DATA SUPPLIED ->
■ ■ ■
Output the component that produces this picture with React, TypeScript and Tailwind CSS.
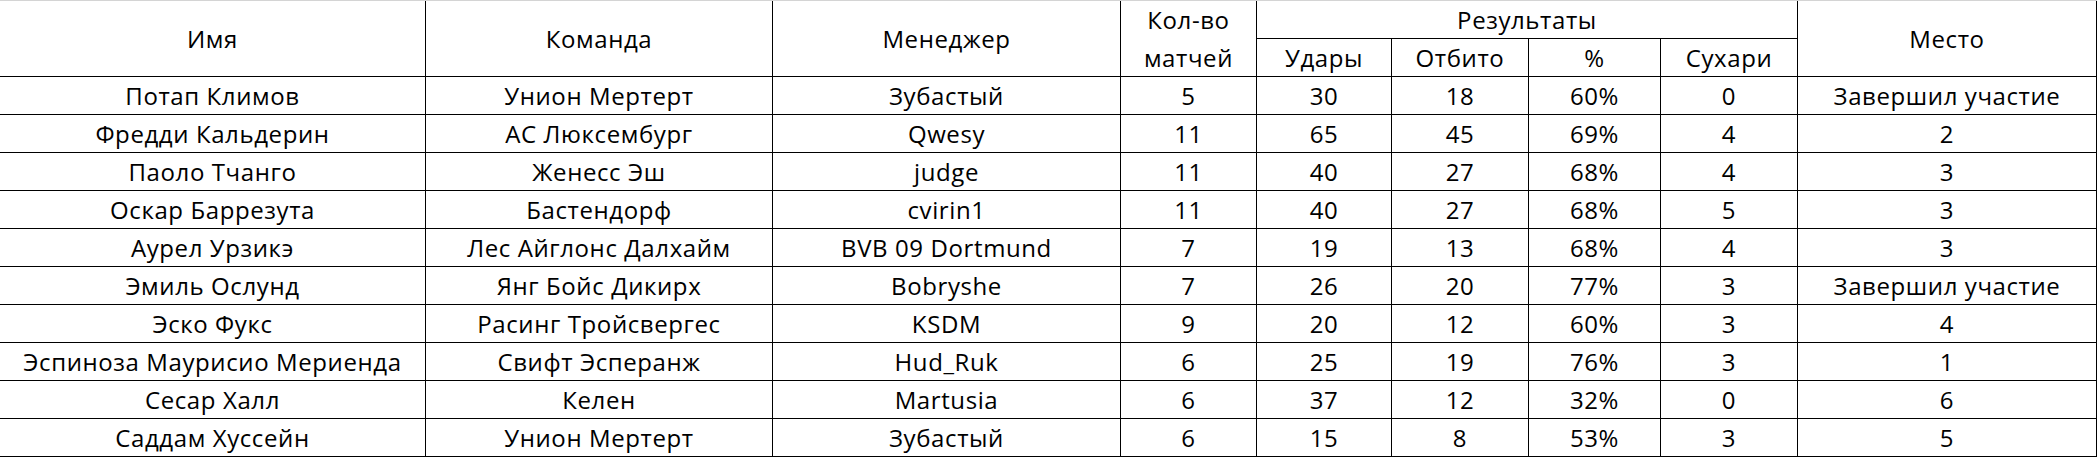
import React from 'react';

type Row = [string, string, string, string, string, string, string, string, string];

const ROWS: Row[] = [
  ['Потап Климов', 'Унион Мертерт', 'Зубастый', '5', '30', '18', '60%', '0', 'Завершил участие'],
  ['Фредди Кальдерин', 'АС Люксембург', 'Qwesy', '11', '65', '45', '69%', '4', '2'],
  ['Паоло Тчанго', 'Женесс Эш', 'judge', '11', '40', '27', '68%', '4', '3'],
  ['Оскар Баррезута', 'Бастендорф', 'cvirin1', '11', '40', '27', '68%', '5', '3'],
  ['Аурел Урзикэ', 'Лес Айглонс Далхайм', 'BVB 09 Dortmund', '7', '19', '13', '68%', '4', '3'],
  ['Эмиль Ослунд', 'Янг Бойс Дикирх', 'Bobryshe', '7', '26', '20', '77%', '3', 'Завершил участие'],
  ['Эско Фукс', 'Расинг Тройсвергес', 'KSDM', '9', '20', '12', '60%', '3', '4'],
  ['Эспиноза Маурисио Мериенда', 'Свифт Эсперанж', 'Hud_Ruk', '6', '25', '19', '76%', '3', '1'],
  ['Сесар Халл', 'Келен', 'Martusia', '6', '37', '12', '32%', '0', '6'],
  ['Саддам Хуссейн', 'Унион Мертерт', 'Зубастый', '6', '15', '8', '53%', '3', '5'],
];

const cell = 'border-r border-b border-black text-center leading-[38px] whitespace-nowrap';
const tall = 'row-span-2 border-r border-b border-black flex items-center justify-center leading-[38px] whitespace-nowrap';

export default function App() {
  return (
    <div
      className="w-[2097px] h-[457px] bg-white text-black text-[24px] tracking-[0.6px] overflow-hidden"
      style={{ fontFamily: '"Open Sans", "Noto Sans", sans-serif' }}
    >
      <div className="border-t border-[#d4d4d4] grid grid-cols-[426px_347px_348px_136px_135px_137px_132px_137px_299px] grid-rows-[repeat(12,38px)]">
        {/* header, first line */}
        <div className={tall}>Имя</div>
        <div className={tall}>Команда</div>
        <div className={tall}>Менеджер</div>
        <div className="row-span-2 border-r border-b border-black text-center leading-[38px] whitespace-nowrap">
          <div>Кол-во</div>
          <div>матчей</div>
        </div>
        <div className={`col-span-4 ${cell}`}>Результаты</div>
        <div className={tall}>Место</div>

        {/* header, second line */}
        <div className={cell}>Удары</div>
        <div className={cell}>Отбито</div>
        <div className={cell}>%</div>
        <div className={cell}>Сухари</div>

        {ROWS.map((r, i) =>
          r.map((v, j) => (
            <div key={`${i}-${j}`} className={cell}>
              {v}
            </div>
          ))
        )}
      </div>
    </div>
  );
}
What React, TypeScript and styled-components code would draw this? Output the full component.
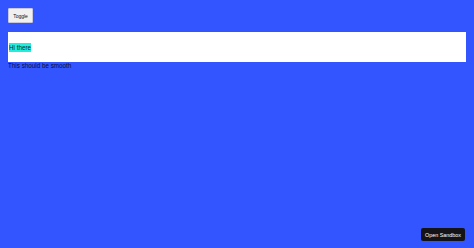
■ ■ ■
AIM OF THE TASK -> Return the entries unchanged, save for the pictures, which do not belong in the copy.

RESPONSE TO THIS EXERCISE ->
Output the component that produces this picture with React, TypeScript and Tailwind CSS.
import React from 'react';

type Row = [string, string, string, string, string, string, string, string, string];

const ROWS: Row[] = [
  ['Потап Климов', 'Унион Мертерт', 'Зубастый', '5', '30', '18', '60%', '0', 'Завершил участие'],
  ['Фредди Кальдерин', 'АС Люксембург', 'Qwesy', '11', '65', '45', '69%', '4', '2'],
  ['Паоло Тчанго', 'Женесс Эш', 'judge', '11', '40', '27', '68%', '4', '3'],
  ['Оскар Баррезута', 'Бастендорф', 'cvirin1', '11', '40', '27', '68%', '5', '3'],
  ['Аурел Урзикэ', 'Лес Айглонс Далхайм', 'BVB 09 Dortmund', '7', '19', '13', '68%', '4', '3'],
  ['Эмиль Ослунд', 'Янг Бойс Дикирх', 'Bobryshe', '7', '26', '20', '77%', '3', 'Завершил участие'],
  ['Эско Фукс', 'Расинг Тройсвергес', 'KSDM', '9', '20', '12', '60%', '3', '4'],
  ['Эспиноза Маурисио Мериенда', 'Свифт Эсперанж', 'Hud_Ruk', '6', '25', '19', '76%', '3', '1'],
  ['Сесар Халл', 'Келен', 'Martusia', '6', '37', '12', '32%', '0', '6'],
  ['Саддам Хуссейн', 'Унион Мертерт', 'Зубастый', '6', '15', '8', '53%', '3', '5'],
];

const cell = 'border-r border-b border-black text-center leading-[38px] whitespace-nowrap';
const tall = 'row-span-2 border-r border-b border-black flex items-center justify-center leading-[38px] whitespace-nowrap';

export default function App() {
  return (
    <div
      className="w-[2097px] h-[457px] bg-white text-black text-[24px] tracking-[0.6px] overflow-hidden"
      style={{ fontFamily: '"Open Sans", "Noto Sans", sans-serif' }}
    >
      <div className="border-t border-[#d4d4d4] grid grid-cols-[426px_347px_348px_136px_135px_137px_132px_137px_299px] grid-rows-[repeat(12,38px)]">
        {/* header, first line */}
        <div className={tall}>Имя</div>
        <div className={tall}>Команда</div>
        <div className={tall}>Менеджер</div>
        <div className="row-span-2 border-r border-b border-black text-center leading-[38px] whitespace-nowrap">
          <div>Кол-во</div>
          <div>матчей</div>
        </div>
        <div className={`col-span-4 ${cell}`}>Результаты</div>
        <div className={tall}>Место</div>

        {/* header, second line */}
        <div className={cell}>Удары</div>
        <div className={cell}>Отбито</div>
        <div className={cell}>%</div>
        <div className={cell}>Сухари</div>

        {ROWS.map((r, i) =>
          r.map((v, j) => (
            <div key={`${i}-${j}`} className={cell}>
              {v}
            </div>
          ))
        )}
      </div>
    </div>
  );
}
What React, TypeScript and styled-components code would draw this? Output the full component.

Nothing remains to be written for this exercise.